I Netflixed this movie at the behest of my roommate, who says the final scene made a lasting impression on her when she saw it as a child. It made quite an impression on me too, and got the old mind whirling. In a semi-buzzed haze (red wine is always a pleasant accompaniment to movies) I started making all kinds of weird semiotic connections based on that last shot, mainly based on the fact that Goldie looks a bit like the Lady of Shallot in that scene.
But I’m getting a bit ahead of myself. First, the film. I liked it quite a bit, and thought Goldie did a great job proving her comic chops. The general consensus seems to be that it isn’t as funny as Stripes but that it’s pretty good and Goldie is terrific. A lot of folks seem to think it’s dated, and some find the third act really boring and strange, like a different movie. I have to admit that there was a feeling of disconnect when we swung into act three (and confusion, since Goldie’s voice over says she’s in Belgium just as we’re looking at a shot of Paris, but whatever), but I kind of like that: it’s abrupt, but it’s such a departure from the structural formula that I thought it was kind of fun. And if you found the third act boring I think you missed a lot of the point of that film – and it’s not like it was super subtle, so there’s really no excuse here.
I personally liked the film quite a bit, as is to be expected, because I’m such a big ole feminist. Girl wants to leave philandering jerk and have a real career, that’s fine by me. And no, that’s not dated. That’s never dated. Not marrying jerks is always fresh. A Hollywood cliché, yes, but always a good idea in real life.
Okay, now that Lady of Shallot thing.
In the final shot of the film, Goldie tosses her veil and strides confidently out into the French countryside to meet her fate.
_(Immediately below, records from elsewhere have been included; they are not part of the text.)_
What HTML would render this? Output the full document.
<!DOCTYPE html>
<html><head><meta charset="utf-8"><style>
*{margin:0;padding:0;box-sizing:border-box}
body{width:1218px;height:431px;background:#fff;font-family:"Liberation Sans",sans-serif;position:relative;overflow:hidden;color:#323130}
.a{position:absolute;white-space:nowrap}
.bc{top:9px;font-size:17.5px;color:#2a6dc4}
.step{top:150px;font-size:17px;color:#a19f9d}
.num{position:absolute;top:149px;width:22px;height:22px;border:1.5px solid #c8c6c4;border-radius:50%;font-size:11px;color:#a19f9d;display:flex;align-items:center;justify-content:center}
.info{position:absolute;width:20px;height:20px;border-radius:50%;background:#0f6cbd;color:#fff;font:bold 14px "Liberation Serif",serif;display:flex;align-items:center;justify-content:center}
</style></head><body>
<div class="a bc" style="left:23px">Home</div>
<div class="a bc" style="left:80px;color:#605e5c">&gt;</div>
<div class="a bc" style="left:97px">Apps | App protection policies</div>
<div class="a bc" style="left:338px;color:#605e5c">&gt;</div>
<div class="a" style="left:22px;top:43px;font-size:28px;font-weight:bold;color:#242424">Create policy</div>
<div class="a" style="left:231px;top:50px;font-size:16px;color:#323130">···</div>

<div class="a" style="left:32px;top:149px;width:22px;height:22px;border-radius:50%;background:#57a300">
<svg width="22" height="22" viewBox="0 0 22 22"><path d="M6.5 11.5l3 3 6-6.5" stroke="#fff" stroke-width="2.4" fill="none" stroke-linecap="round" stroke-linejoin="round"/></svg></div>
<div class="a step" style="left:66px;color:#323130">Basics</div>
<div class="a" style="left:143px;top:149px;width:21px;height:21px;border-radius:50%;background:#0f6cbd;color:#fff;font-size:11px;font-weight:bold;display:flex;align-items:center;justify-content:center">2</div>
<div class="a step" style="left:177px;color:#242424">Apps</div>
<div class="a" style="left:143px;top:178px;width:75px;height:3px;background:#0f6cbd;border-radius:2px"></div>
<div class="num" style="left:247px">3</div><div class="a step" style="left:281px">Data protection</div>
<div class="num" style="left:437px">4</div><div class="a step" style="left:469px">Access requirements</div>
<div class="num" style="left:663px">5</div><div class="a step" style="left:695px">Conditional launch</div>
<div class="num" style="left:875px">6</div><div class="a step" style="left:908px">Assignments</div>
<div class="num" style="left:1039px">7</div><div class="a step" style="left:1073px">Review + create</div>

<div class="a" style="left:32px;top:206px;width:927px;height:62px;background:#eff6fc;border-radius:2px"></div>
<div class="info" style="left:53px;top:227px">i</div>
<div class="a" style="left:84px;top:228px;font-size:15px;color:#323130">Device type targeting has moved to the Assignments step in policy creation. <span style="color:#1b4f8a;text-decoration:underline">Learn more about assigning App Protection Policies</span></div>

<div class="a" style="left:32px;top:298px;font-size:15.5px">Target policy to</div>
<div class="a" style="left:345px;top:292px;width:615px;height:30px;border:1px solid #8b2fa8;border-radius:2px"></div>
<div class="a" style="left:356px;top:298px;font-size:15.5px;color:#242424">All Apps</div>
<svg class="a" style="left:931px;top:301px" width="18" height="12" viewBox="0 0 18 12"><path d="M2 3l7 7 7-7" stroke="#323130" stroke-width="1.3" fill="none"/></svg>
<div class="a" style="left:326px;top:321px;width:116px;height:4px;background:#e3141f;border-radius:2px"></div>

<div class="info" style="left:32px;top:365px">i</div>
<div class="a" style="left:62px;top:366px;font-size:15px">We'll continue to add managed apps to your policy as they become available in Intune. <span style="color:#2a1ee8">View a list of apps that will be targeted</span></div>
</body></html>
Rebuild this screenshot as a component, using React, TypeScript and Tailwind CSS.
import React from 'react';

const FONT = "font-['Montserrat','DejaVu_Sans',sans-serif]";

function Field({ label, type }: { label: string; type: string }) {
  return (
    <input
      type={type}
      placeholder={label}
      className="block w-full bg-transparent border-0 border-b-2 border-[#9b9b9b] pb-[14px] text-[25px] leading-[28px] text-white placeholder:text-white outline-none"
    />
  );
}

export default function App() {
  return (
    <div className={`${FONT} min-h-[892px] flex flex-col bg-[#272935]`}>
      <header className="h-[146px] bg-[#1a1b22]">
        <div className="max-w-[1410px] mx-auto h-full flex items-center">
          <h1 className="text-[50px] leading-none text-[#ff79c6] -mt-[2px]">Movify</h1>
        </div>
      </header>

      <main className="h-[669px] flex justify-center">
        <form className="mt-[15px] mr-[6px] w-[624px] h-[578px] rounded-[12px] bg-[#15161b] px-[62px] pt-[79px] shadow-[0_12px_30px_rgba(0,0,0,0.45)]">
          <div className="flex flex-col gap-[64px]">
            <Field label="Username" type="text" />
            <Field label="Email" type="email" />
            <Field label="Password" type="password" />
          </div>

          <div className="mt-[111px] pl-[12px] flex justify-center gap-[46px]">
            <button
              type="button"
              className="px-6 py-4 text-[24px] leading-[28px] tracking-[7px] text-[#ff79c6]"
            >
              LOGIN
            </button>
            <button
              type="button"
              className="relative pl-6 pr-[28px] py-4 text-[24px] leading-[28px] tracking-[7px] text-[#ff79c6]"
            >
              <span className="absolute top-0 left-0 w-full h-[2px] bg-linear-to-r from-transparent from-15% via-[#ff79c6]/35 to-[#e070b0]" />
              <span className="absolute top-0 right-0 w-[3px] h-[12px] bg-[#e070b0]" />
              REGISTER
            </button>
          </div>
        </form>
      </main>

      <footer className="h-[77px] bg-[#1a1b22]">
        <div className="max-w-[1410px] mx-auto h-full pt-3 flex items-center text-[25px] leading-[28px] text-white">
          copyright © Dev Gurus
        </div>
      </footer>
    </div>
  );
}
Looking at her in her white dress with all that “bright hair streaming down” made me think of the Waterhouse painting of the Lady of Shallot. Observe:
The Lady of Shallot
Alright, so big deal. So she looks like some painting. But it’s kind of interesting given that the Lady of Shallot was stuck in some tower, broke the rules and died, and Judy Benjamin was stuck in a symbolic tower, broke the rules but instead of dying, she triumphs.
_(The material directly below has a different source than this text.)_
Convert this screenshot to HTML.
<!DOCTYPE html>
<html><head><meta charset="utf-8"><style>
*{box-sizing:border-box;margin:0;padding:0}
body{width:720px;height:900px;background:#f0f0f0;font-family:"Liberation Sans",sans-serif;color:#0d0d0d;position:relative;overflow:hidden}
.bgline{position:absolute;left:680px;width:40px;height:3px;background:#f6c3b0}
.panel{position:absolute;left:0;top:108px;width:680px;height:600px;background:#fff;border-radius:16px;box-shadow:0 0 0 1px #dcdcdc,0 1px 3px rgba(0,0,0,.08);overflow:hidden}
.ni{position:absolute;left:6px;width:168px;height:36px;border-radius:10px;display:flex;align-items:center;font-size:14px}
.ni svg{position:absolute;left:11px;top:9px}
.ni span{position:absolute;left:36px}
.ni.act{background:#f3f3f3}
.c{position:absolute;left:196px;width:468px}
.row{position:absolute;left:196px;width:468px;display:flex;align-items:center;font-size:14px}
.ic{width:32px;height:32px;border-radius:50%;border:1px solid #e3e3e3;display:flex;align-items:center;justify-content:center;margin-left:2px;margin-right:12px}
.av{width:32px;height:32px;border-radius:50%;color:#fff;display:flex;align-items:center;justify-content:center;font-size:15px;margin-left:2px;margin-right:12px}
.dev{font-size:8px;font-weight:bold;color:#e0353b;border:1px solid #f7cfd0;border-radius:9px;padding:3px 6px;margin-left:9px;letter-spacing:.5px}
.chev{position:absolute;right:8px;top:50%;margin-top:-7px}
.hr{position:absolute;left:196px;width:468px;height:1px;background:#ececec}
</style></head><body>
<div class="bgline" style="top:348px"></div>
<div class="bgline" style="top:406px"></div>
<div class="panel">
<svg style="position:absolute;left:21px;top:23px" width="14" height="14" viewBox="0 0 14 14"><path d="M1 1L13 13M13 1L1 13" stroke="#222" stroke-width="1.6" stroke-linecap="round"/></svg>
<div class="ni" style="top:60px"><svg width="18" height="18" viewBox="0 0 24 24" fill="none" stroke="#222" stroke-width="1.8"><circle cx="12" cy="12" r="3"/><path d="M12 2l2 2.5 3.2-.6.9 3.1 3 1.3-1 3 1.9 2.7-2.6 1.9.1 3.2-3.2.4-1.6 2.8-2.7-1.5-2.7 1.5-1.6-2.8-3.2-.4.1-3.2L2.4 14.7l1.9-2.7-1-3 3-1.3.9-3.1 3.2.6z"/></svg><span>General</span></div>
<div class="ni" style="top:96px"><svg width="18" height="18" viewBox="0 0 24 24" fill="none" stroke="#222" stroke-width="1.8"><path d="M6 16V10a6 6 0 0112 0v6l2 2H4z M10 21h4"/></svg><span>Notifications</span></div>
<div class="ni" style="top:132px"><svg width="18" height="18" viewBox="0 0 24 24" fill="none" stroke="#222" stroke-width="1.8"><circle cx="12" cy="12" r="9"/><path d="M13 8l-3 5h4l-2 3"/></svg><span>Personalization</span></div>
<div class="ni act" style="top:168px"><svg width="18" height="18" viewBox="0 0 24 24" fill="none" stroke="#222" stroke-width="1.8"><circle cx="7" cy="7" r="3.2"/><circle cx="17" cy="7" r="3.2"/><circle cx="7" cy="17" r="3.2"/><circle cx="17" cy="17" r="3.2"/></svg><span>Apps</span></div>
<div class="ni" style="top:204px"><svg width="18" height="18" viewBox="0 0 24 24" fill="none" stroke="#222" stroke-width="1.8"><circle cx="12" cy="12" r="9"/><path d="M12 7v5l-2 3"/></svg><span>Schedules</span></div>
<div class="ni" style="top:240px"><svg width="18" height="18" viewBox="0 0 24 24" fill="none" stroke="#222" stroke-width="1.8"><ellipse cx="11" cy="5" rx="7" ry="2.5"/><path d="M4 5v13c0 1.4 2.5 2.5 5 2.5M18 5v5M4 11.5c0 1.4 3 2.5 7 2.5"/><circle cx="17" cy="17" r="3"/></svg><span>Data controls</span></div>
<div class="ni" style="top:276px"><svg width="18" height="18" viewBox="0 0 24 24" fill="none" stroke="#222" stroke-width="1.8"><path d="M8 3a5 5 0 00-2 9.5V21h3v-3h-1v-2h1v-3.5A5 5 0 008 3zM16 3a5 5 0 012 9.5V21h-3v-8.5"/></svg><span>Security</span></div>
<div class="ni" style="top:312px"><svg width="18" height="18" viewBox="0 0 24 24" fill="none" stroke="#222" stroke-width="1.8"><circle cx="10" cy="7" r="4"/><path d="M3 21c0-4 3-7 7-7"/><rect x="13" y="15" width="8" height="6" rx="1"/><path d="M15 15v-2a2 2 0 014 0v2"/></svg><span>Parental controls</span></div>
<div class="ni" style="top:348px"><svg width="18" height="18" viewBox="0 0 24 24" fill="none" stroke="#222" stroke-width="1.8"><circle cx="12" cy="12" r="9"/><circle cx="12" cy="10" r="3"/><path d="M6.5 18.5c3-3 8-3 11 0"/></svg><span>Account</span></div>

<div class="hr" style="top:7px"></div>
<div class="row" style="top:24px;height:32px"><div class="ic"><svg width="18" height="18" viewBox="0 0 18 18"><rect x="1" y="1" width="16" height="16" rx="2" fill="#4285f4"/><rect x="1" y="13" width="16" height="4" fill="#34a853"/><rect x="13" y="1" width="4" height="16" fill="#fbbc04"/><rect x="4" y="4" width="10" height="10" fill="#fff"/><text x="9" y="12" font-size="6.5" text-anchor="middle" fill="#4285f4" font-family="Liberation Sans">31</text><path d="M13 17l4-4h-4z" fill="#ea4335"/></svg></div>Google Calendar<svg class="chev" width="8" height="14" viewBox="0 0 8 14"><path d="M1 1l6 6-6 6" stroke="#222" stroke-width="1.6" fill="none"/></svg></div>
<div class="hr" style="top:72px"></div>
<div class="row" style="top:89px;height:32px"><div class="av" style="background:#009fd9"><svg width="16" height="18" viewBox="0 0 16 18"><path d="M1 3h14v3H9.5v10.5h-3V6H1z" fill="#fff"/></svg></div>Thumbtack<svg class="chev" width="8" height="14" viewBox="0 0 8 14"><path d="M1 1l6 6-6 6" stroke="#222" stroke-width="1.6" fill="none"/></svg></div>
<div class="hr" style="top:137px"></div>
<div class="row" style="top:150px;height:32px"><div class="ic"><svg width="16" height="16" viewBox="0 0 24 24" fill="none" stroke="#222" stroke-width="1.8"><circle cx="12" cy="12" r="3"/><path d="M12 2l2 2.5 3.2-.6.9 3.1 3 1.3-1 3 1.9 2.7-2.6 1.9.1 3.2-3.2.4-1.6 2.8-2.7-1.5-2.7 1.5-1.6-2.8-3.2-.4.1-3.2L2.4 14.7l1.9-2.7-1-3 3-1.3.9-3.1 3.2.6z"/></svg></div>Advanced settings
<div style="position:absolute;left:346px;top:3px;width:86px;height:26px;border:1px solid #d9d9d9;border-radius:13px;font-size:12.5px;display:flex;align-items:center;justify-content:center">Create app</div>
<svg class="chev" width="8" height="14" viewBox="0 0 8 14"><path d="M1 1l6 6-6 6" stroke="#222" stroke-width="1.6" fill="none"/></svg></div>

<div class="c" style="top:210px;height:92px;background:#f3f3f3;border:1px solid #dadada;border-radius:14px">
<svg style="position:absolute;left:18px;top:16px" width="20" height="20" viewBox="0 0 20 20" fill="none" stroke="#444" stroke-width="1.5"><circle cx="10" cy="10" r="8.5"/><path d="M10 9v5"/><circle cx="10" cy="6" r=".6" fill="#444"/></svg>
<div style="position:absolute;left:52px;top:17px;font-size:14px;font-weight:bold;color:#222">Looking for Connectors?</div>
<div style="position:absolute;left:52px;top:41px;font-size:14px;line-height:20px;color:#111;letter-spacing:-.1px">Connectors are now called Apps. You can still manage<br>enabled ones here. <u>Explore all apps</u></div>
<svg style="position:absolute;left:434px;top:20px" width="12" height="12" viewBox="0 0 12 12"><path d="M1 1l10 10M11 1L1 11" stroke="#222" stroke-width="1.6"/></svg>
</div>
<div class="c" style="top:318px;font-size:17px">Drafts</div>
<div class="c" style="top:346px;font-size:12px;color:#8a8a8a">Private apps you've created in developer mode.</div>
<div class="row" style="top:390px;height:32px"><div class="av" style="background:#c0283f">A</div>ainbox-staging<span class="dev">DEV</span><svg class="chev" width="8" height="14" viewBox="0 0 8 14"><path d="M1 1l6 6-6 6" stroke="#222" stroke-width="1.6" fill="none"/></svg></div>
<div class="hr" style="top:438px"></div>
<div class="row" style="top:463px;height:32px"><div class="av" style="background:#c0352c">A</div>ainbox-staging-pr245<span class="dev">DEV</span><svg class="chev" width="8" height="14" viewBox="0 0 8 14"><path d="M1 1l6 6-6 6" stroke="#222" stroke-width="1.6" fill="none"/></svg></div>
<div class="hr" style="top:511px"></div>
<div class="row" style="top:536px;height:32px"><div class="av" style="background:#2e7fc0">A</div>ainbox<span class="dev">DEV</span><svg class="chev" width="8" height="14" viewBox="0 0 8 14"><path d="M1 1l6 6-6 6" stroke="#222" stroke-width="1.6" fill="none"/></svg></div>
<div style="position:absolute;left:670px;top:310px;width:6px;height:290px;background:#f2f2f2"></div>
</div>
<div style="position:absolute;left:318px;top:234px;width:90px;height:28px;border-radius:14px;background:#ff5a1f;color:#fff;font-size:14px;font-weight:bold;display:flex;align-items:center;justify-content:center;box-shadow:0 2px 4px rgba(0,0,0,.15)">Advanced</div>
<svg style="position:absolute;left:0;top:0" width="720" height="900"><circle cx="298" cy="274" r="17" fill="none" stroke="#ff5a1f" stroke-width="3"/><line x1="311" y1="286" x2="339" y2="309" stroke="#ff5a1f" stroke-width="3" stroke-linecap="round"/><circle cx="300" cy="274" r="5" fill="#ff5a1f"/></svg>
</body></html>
And what about all that “crazy” talk that her parents give her, telling people she’s in a mental home, telling her she doesn’t know her own mind, she can’t make her own decisions? And her jerk of a fiancé trying to gaslight her, telling her she’s being crazy to imagine him sleeping with the maid (which he later confesses to, using the exact phrase, “OK I slept with her one night when you were acting CRAZY”)??? Everyone around her is telling her she’s crazy, she’s got this insane-looking hair and the same crazed look in her eyes she had at the beginning of the film, she looks like a raving Victorian madwoman! And then all of a sudden she begins to see clearly, she stops looking at life through a mirror (if you will) and faces it straight on. Only instead of boating to her death downriver to Camelot, she marches gracefully along on her way, never looking back.
Call me nuts, but it’s always bugged me how the patriarchy will tell a perfectly normal woman that she’s acting insane just because she doesn’t want to conform to their damn standards. All that was subtextually expressed in this film, from the more overt lines of dialogue (OK, I guess the subtext was text there) to the imagery of the lady in white in the final shot.
And all the army stuff was funny as hell, too.